Published January 8, 2019 This content is archived.
The number of students from underrepresented groups in the Jacobs School of Medicine and Biomedical Sciences Class of 2022 is nearly twice that of the previous year’s class.
According to data from the Office of Medical Admissions, 33 out of 180 students in the Class of 2022 are from underrepresented groups, compared to 18 students in the Class of 2021.
Among the 33 students are 20 African-American students, up from eight in 2017.
That’s important because the number of African-American physicians nationally has remained low, according to Dori R. Marshall, MD, associate dean and director of medical admissions and assistant professor of psychiatry.
Studies show that a more diverse physician workforce improves the care of the nation’s increasingly diverse patient population and helps mitigate health care disparities.
Even in a diverse state like New York, where African-Americans and Latinos comprise more than 30 percent of the population, they make up just 12 percent of the state’s physician workforce, according to data from the University at Albany Center for Health Workforce Studies.
While numerous factors may have contributed to the increase in underrepresented students at the Jacobs School, a critical ingredient in this year’s increase was an event held last May called Second Look Weekend.
It was an opportunity for accepted students to take a closer look at the school during a weekend of events designed especially for them.
The idea for it began with Karole Collier, then a first-year student at the Jacobs School, who had read an article about increasing underrepresented students in medical schools from the Student National Medical Association (SNMA).
That’s the national organization of doctors and medical students committed to supporting current and future underrepresented minority medical students with the goal of increasing the number of culturally competent and socially conscious physicians.
The article noted that medical school administrations are underutilizing their underrepresented students on campus, Collier says.
“She (Collier) told us we were missing an opportunity to bring underrepresented students to our campus and to talk up our school,” Marshall says. “She said we needed to have a ‘second look’ day for underrepresented students.”
Marshall and her colleagues in admissions were immediately supportive.
Collier took her idea to physicians and businesses on Buffalo’s East Side, a neighborhood immediately surrounding the Jacobs School.
She reached out to Raul Vazquez, MD ’89, an alumnus and the founder and president of a large, urban practice called the Greater Buffalo United Accountable Healthcare Network.
“He was willing not only to sponsor some meals for the weekend, but he also said if I could collect some sponsorships, he would galvanize mentors in the community to welcome these students,” Collier recalls.

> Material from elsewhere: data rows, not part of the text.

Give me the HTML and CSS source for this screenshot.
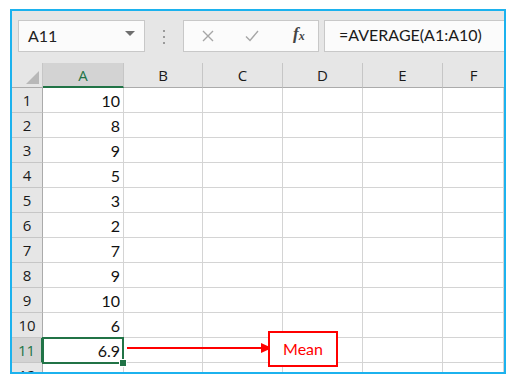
FILE: index.html
```html
<!DOCTYPE html>
<html lang="en">
<head>
  <meta charset="UTF-8" />
  <title>Excel AVERAGE</title>
  <link rel="stylesheet" href="styles.css">
</head>
<body>
<div class="frame">
  <div class="toolbar">
    <div class="namebox">
      <span>A11</span>
      <span class="caret"></span>
    </div>
    <div class="grip"><i></i><i></i><i></i></div>
    <div class="actions">
      <svg class="btn-x" width="12" height="12" viewBox="0 0 12 12"><path d="M1 1 L11 11 M11 1 L1 11" stroke="#a6a6a6" stroke-width="1.4" fill="none"/></svg>
      <svg class="btn-ok" width="14" height="12" viewBox="0 0 14 12"><path d="M1 6.5 L5 10.5 L13 1" stroke="#a6a6a6" stroke-width="1.4" fill="none"/></svg>
      <span class="fx">f<sub>x</sub></span>
    </div>
    <div class="formula">=AVERAGE(A1:A10)</div>
  </div>

  <div class="sheet">
    <div class="corner"><span class="tri"></span></div>
    <div class="col-head active">A</div>
    <div class="col-head">B</div>
    <div class="col-head">C</div>
    <div class="col-head">D</div>
    <div class="col-head">E</div>
    <div class="col-head last">F</div>

    <div class="row-head">1</div><div class="cell num">10</div><div class="cell"></div><div class="cell"></div><div class="cell"></div><div class="cell"></div><div class="cell"></div>
    <div class="row-head">2</div><div class="cell num">8</div><div class="cell"></div><div class="cell"></div><div class="cell"></div><div class="cell"></div><div class="cell"></div>
    <div class="row-head">3</div><div class="cell num">9</div><div class="cell"></div><div class="cell"></div><div class="cell"></div><div class="cell"></div><div class="cell"></div>
    <div class="row-head">4</div><div class="cell num">5</div><div class="cell"></div><div class="cell"></div><div class="cell"></div><div class="cell"></div><div class="cell"></div>
    <div class="row-head">5</div><div class="cell num">3</div><div class="cell"></div><div class="cell"></div><div class="cell"></div><div class="cell"></div><div class="cell"></div>
    <div class="row-head">6</div><div class="cell num">2</div><div class="cell"></div><div class="cell"></div><div class="cell"></div><div class="cell"></div><div class="cell"></div>
    <div class="row-head">7</div><div class="cell num">7</div><div class="cell"></div><div class="cell"></div><div class="cell"></div><div class="cell"></div><div class="cell"></div>
    <div class="row-head">8</div><div class="cell num">9</div><div class="cell"></div><div class="cell"></div><div class="cell"></div><div class="cell"></div><div class="cell"></div>
    <div class="row-head">9</div><div class="cell num">10</div><div class="cell"></div><div class="cell"></div><div class="cell"></div><div class="cell"></div><div class="cell"></div>
    <div class="row-head">10</div><div class="cell num">6</div><div class="cell"></div><div class="cell"></div><div class="cell"></div><div class="cell"></div><div class="cell"></div>
    <div class="row-head active">11</div><div class="cell num selected">6.9<span class="handle"></span></div><div class="cell"></div><div class="cell"></div><div class="cell"></div><div class="cell"></div><div class="cell"></div>
    <div class="row-head">12</div><div class="cell"></div><div class="cell"></div><div class="cell"></div><div class="cell"></div><div class="cell"></div><div class="cell"></div>
  </div>

  <!-- annotation -->
  <svg class="arrow" width="146" height="12" viewBox="0 0 146 12">
    <line x1="0" y1="6" x2="136" y2="6" stroke="#ff0000" stroke-width="2"/>
    <polygon points="134,1 145,6 134,11" fill="#ff0000"/>
  </svg>
  <div class="callout">Mean</div>
</div>
</body>
</html>
```

FILE: styles.css
```css
body {
  margin: 0;
  background: #fff;
  font-family: Lato, "Open Sans", sans-serif;
}

.frame {
  position: relative;
  margin: 9px 0 0 10px;
  width: 492px;
  height: 361px;
  border: 2px solid #1cb2ee;
  overflow: hidden;
  background: #e6e6e6;
}

.toolbar {
  display: flex;
  align-items: flex-start;
  height: 52px;
  padding: 9px 0 0 6px;
  box-sizing: border-box;
}

.namebox {
  width: 127px;
  height: 32px;
  box-sizing: border-box;
  background: #fbfbfb;
  border: 1px solid #c8c8c8;
  display: flex;
  align-items: center;
  justify-content: space-between;
  padding: 0 9px 2px 9px;
  font-size: 16px;
  color: #222;
}

.caret {
  width: 0;
  height: 0;
  border-left: 5px solid transparent;
  border-right: 5px solid transparent;
  border-top: 5px solid #6e6e6e;
  margin-bottom: 4px;
}

.grip {
  width: 38px;
  display: flex;
  flex-direction: column;
  align-items: center;
  gap: 4px;
  padding-top: 10px;
}

.grip i {
  width: 2px;
  height: 2px;
  background: #9a9a9a;
}

.actions {
  width: 136px;
  height: 32px;
  box-sizing: border-box;
  background: #fbfbfb;
  border: 1px solid #c8c8c8;
  display: flex;
  align-items: center;
  padding-left: 18px;
}

.btn-ok {
  margin-left: 31px;
}

.fx {
  margin-left: 34px;
  font-family: "Liberation Serif", serif;
  font-style: italic;
  font-weight: bold;
  font-size: 17px;
  color: #444;
  margin-bottom: 4px;
}

.fx sub {
  font-size: 12px;
  vertical-align: -1px;
}

.formula {
  flex: 1;
  margin-left: 5px;
  height: 32px;
  box-sizing: border-box;
  background: #fbfbfb;
  border: 1px solid #c8c8c8;
  border-right: none;
  padding: 4px 0 0 14px;
  font-size: 16px;
  color: #1a1a1a;
}

.sheet {
  display: grid;
  grid-template-columns: 31px 81px 79px 80px 80px 80px 1fr;
  grid-auto-rows: 25px;
  background: #fff;
}

.corner,
.col-head,
.row-head {
  background: #e6e6e6;
  color: #1a1a1a;
  font-family: "Open Sans", sans-serif;
  font-size: 15px;
  display: flex;
  align-items: center;
  justify-content: center;
  box-sizing: border-box;
}

.corner {
  position: relative;
  border-right: 1px solid #c6c6c6;
  border-bottom: 1px solid #ababab;
}

.tri {
  position: absolute;
  right: 3px;
  bottom: 3px;
  width: 0;
  height: 0;
  border-left: 13px solid transparent;
  border-bottom: 13px solid #b8b8b8;
}

.col-head {
  border-right: 1px solid #c6c6c6;
  border-bottom: 1px solid #ababab;
}

.col-head.last {
  border-right: none;
}

.col-head.active {
  background: #d3d3d3;
  color: #217346;
  border-bottom: 2px solid #217346;
}

.row-head {
  border-right: 1px solid #ababab;
  border-bottom: 1px solid #c6c6c6;
}

.row-head.active {
  background: #d3d3d3;
  color: #217346;
  border-right: 2px solid #217346;
}

.cell {
  border-right: 1px solid #d4d4d4;
  border-bottom: 1px solid #d4d4d4;
  box-sizing: border-box;
  font-size: 16px;
  color: #111;
}

.cell.num {
  display: flex;
  align-items: center;
  justify-content: flex-end;
  padding-right: 3px;
}

.cell.selected {
  position: relative;
  border: 2px solid #217346;
  margin: -1px 0 -1px -1px;
  padding-right: 2px;
}

.handle {
  position: absolute;
  right: -5px;
  bottom: -5px;
  width: 6px;
  height: 6px;
  background: #217346;
  border: 1px solid #fff;
}

.arrow {
  position: absolute;
  left: 115px;
  top: 331px;
}

.callout {
  position: absolute;
  left: 256px;
  top: 320px;
  width: 70px;
  height: 36px;
  box-sizing: border-box;
  border: 2px solid #ff0000;
  background: #fff;
  color: #ff0000;
  font-size: 16px;
  display: flex;
  align-items: center;
  justify-content: center;
  padding-bottom: 1px;
}
```
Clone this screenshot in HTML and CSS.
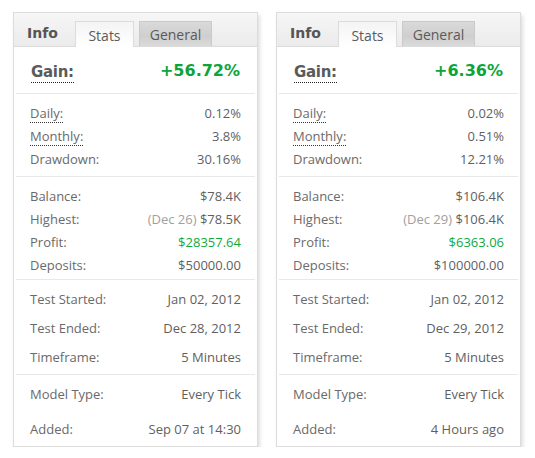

Collier also reached out to and received assistance from the Erie Niagara Area Health Education Center and Kinzer Pointer, pastor of Agape Fellowship Baptist Church, as she and the SNMA executive board planned every aspect of the weekend, including a map of small businesses, salons, ethnic restaurants and places of worship that may not be readily known to incoming minority students.
The effort also galvanized the support of the Office of Graduate Medical Education via Roseanne C. Berger, MD, senior associate dean for graduate medical education, to include current residents and graduate medical staff, she notes.
Along with Marshall, Jacobs School officials who participated in the event included:
Other physicians who participated are:
Twenty-eight students attended, some with their parents. Collier negotiated a rate from Hostel Buffalo-Niagara for some attendees, while others stayed with current students or physicians.
“We had an incredible turnout,” Collier says. “We just need to make sure that this year, the students are galvanized in the same way. This next year is about longevity and strengthening relationships and the pipeline.”
Taking care of that pipeline has long been a focus of the Jacobs School, the Office of Medical Admissions and the school’s Office of Inclusion and Cultural Enhancement.
Each year, Marshall, Milling, Daniels and Angevin make recruiting trips to local, regional and national meetings to educate prospective medical students from underrepresented groups about the Jacobs School.
They work with pipeline programs at UB, such as the Science and Technology Entry Program for high school students and the Collegiate Science and Technology Entry Program for college students, both funded by New York State.
Efforts also occur through the Early Opportunity Program in Medicine affiliations with local colleges, as well as with two historically black colleges in Mississippi.
The Jacobs School is home to one of New York State’s largest postbaccalaureate programs designed to increase the number of underrepresented students in medical school.
Through a partnership with the Associated Medical Schools of New York, the Jacobs School and other participating New York State schools refer underrepresented students who possess the intellectual ability to succeed in medical school but don’t meet certain academic criteria to participate in the academically intense, year-long program.
Students receive provisional acceptance from a referring medical school in the state; they matriculate at that school upon successfully completing the postbaccalaureate program.
The Diversity in Medicine scholarship, funded by the Associated Medical Schools of New York, also plays a role. It provides medical school tuition for a year to several underrepresented students throughout the state.
In return, students must commit to work in a New York State-designated medically underserved community.
Currently, three Jacobs School students are recipients of Diversity in Medicine scholarships. They are Karole Collier, Class of 2021; Natasha Borrero, Class of 2020; and Bradley Frate, Class of 2019.